• [TASK DETAILS]: In the material below, list every line carrying the string "page".

-- Start of INPUT MATERIAL --

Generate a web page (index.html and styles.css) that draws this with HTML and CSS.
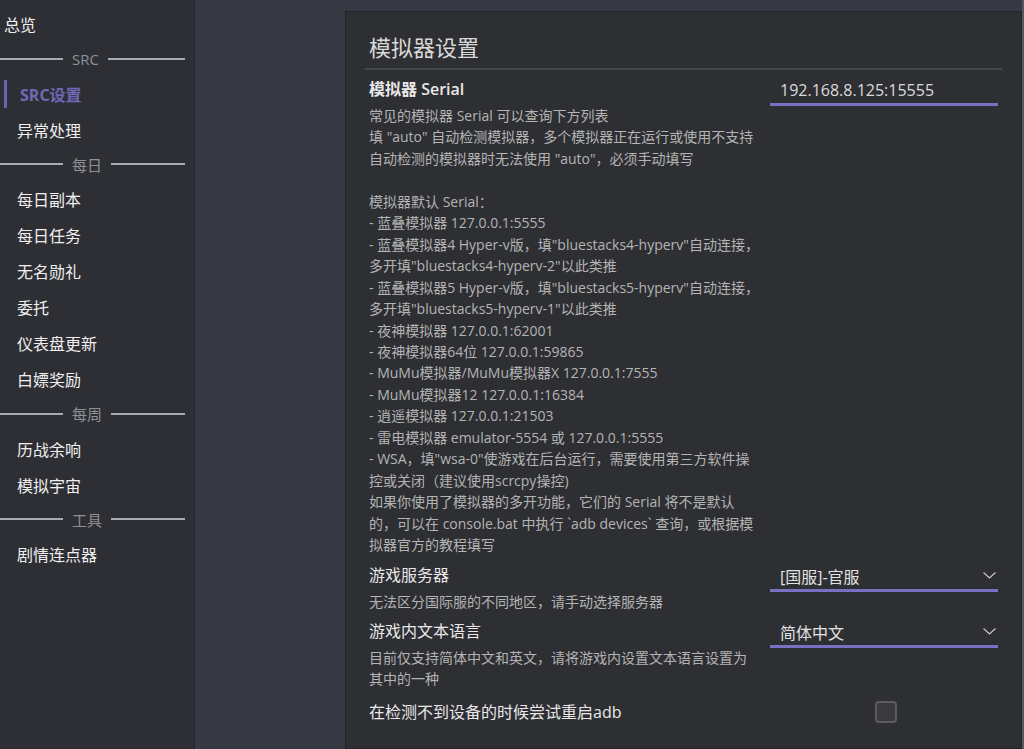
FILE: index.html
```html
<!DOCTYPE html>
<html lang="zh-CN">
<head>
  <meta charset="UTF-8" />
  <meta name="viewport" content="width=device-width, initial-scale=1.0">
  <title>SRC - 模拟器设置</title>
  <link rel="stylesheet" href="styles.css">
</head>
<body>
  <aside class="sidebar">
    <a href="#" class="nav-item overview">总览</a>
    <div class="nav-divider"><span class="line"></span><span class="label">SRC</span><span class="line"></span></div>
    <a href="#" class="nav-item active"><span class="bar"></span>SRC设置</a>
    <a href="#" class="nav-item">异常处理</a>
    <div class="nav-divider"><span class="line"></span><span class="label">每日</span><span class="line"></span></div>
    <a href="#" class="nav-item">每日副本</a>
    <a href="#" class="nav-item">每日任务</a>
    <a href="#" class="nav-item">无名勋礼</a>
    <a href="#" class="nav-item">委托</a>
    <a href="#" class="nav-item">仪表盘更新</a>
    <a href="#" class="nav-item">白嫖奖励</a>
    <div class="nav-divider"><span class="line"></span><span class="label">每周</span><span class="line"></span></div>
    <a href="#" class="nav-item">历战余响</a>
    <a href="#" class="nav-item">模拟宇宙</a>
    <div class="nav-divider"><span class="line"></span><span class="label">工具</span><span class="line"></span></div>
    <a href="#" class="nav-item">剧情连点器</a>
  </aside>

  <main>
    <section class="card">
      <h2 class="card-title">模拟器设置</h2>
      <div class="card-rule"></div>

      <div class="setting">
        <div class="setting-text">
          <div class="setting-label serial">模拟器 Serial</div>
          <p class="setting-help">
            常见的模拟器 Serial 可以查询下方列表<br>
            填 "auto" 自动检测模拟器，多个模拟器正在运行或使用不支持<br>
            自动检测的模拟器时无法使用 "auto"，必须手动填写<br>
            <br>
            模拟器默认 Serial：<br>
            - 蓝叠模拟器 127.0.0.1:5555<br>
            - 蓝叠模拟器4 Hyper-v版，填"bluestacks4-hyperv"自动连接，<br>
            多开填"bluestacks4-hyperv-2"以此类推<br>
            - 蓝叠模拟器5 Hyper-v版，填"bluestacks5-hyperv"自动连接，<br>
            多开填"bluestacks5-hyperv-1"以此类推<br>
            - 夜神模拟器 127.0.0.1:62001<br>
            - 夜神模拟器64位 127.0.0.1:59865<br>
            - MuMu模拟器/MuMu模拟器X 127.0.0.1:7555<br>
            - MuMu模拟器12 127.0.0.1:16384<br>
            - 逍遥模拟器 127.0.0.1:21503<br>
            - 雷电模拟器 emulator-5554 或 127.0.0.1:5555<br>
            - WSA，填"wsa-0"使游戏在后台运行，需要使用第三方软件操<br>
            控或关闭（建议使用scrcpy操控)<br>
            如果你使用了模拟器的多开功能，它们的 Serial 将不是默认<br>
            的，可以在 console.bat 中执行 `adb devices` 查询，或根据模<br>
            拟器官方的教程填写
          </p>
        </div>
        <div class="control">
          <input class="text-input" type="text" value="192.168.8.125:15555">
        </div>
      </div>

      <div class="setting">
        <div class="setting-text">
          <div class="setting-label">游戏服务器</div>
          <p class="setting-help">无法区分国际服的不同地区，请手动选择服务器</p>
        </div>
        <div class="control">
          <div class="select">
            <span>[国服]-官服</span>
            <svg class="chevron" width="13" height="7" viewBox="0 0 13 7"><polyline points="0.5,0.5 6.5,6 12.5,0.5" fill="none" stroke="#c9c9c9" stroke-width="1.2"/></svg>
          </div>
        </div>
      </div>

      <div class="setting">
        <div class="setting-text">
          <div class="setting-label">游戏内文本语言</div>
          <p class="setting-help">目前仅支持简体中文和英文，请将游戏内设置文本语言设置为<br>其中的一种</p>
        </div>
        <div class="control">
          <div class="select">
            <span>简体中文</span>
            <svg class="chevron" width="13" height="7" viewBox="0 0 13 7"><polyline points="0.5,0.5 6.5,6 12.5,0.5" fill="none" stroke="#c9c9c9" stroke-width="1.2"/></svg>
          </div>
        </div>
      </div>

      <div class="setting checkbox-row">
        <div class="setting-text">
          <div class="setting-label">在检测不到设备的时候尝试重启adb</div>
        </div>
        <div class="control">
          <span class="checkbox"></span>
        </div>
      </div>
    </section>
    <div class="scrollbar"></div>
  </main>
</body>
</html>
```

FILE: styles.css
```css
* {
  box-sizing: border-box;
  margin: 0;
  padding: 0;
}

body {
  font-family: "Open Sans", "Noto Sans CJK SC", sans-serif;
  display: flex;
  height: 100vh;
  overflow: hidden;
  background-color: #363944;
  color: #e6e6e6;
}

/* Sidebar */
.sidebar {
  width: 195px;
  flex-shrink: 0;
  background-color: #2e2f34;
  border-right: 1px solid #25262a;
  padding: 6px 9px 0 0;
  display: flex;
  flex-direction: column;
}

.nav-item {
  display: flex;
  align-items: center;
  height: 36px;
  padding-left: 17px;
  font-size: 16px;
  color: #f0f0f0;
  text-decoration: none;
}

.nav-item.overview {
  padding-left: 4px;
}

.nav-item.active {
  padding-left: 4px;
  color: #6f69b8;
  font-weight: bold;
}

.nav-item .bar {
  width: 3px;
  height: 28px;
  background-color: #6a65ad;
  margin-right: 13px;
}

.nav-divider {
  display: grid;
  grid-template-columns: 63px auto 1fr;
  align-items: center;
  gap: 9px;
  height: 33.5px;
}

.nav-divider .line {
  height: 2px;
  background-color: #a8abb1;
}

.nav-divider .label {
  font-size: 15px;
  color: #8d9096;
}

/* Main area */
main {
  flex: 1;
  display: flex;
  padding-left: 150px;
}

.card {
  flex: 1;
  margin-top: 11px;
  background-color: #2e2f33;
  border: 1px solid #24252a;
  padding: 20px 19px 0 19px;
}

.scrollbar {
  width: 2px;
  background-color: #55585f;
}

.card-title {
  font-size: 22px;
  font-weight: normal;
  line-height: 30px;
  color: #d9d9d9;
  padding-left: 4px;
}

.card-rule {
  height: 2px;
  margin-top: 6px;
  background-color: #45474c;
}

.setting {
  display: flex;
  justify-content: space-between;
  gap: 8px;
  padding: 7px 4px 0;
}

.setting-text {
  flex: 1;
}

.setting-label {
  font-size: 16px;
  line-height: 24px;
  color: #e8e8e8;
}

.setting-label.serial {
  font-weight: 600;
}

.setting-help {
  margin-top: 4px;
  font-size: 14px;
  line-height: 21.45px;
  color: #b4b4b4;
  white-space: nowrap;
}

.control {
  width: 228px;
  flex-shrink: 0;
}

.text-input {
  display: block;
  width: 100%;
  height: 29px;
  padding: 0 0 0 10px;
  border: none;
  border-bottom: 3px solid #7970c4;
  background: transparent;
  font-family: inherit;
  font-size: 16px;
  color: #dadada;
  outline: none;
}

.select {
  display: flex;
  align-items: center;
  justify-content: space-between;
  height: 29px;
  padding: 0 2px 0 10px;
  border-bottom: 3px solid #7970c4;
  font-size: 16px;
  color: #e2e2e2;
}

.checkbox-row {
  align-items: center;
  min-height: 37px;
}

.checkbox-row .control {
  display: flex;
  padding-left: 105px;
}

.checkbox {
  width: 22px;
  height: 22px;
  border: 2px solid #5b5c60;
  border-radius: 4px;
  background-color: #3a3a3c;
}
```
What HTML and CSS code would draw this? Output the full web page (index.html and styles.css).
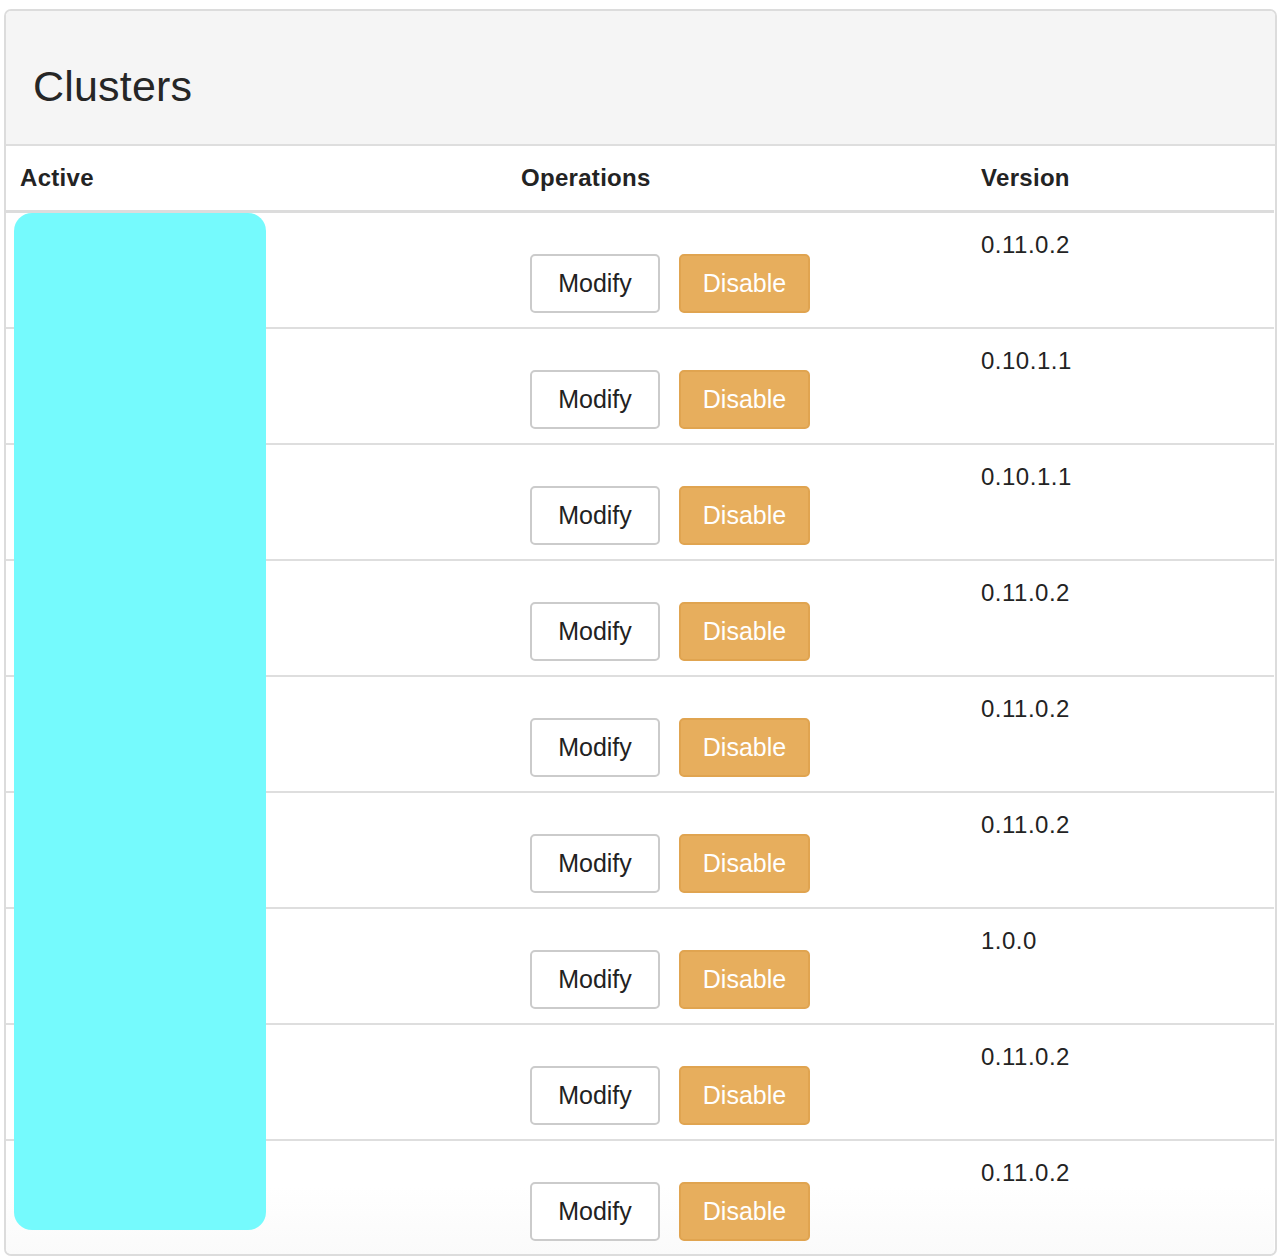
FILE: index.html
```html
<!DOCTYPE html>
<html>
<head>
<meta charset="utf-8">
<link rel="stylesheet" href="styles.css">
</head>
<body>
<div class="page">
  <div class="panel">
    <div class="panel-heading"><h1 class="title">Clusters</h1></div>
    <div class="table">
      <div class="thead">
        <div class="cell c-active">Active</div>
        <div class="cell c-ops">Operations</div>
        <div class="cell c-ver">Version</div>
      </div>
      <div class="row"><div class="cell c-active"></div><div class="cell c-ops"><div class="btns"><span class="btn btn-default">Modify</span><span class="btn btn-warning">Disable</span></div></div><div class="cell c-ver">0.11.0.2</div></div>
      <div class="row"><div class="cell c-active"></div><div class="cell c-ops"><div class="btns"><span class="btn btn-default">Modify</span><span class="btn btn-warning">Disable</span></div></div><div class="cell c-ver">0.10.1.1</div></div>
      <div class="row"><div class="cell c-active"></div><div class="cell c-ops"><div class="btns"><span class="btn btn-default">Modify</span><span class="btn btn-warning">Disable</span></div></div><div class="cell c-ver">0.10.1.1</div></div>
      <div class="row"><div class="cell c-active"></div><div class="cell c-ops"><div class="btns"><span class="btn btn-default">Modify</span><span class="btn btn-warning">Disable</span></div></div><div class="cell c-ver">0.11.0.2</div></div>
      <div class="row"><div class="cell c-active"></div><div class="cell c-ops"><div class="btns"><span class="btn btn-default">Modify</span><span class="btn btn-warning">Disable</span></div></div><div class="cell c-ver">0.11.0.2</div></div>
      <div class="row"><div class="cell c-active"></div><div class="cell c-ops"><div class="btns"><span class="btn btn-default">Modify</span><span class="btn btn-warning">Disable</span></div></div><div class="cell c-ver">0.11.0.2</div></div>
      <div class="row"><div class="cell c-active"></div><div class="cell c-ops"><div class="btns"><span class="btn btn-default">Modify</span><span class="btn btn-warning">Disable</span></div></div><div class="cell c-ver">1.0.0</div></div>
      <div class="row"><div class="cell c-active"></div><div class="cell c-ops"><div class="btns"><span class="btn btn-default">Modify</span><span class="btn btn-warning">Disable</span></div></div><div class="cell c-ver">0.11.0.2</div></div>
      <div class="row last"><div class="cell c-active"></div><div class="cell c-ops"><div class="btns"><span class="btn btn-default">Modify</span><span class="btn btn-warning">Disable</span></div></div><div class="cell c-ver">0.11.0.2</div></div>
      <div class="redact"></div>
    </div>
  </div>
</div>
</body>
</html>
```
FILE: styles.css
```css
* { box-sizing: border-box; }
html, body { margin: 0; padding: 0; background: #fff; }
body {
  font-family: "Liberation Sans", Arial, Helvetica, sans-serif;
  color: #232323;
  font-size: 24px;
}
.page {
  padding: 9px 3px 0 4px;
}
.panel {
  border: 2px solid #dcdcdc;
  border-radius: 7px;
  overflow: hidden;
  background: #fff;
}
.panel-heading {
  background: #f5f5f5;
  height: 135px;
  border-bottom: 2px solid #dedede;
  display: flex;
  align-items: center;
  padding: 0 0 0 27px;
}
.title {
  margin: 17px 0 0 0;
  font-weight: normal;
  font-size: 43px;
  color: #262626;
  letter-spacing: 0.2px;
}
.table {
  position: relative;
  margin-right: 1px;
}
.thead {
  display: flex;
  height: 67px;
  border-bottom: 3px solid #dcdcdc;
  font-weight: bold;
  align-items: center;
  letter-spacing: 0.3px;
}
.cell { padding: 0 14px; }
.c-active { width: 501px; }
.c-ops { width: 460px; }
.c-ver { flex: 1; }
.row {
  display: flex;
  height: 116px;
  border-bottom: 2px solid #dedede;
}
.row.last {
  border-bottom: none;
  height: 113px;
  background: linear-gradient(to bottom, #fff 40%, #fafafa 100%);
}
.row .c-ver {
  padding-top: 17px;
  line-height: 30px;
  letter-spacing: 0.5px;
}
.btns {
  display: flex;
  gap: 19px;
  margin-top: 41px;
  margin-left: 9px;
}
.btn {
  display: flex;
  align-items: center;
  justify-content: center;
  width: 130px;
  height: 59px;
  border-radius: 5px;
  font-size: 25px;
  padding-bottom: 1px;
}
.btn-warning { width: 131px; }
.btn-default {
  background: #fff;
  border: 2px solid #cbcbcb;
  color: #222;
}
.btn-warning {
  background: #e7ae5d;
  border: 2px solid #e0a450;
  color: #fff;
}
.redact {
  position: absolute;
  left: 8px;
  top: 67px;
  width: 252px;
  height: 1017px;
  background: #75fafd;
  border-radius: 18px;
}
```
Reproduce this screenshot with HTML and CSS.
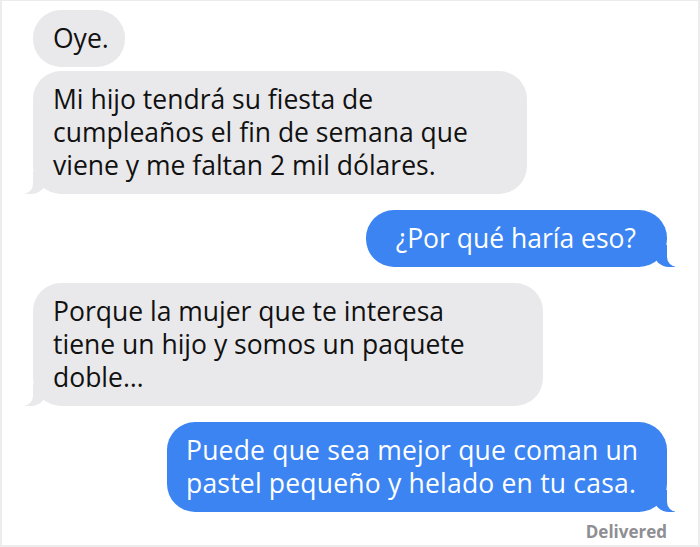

-- End of INPUT MATERIAL --

• [THE ANSWER]:
Generate a web page (index.html and styles.css) that draws this with HTML and CSS.
What HTML and CSS code would draw this? Output the full web page (index.html and styles.css).
<div class="page">
.page {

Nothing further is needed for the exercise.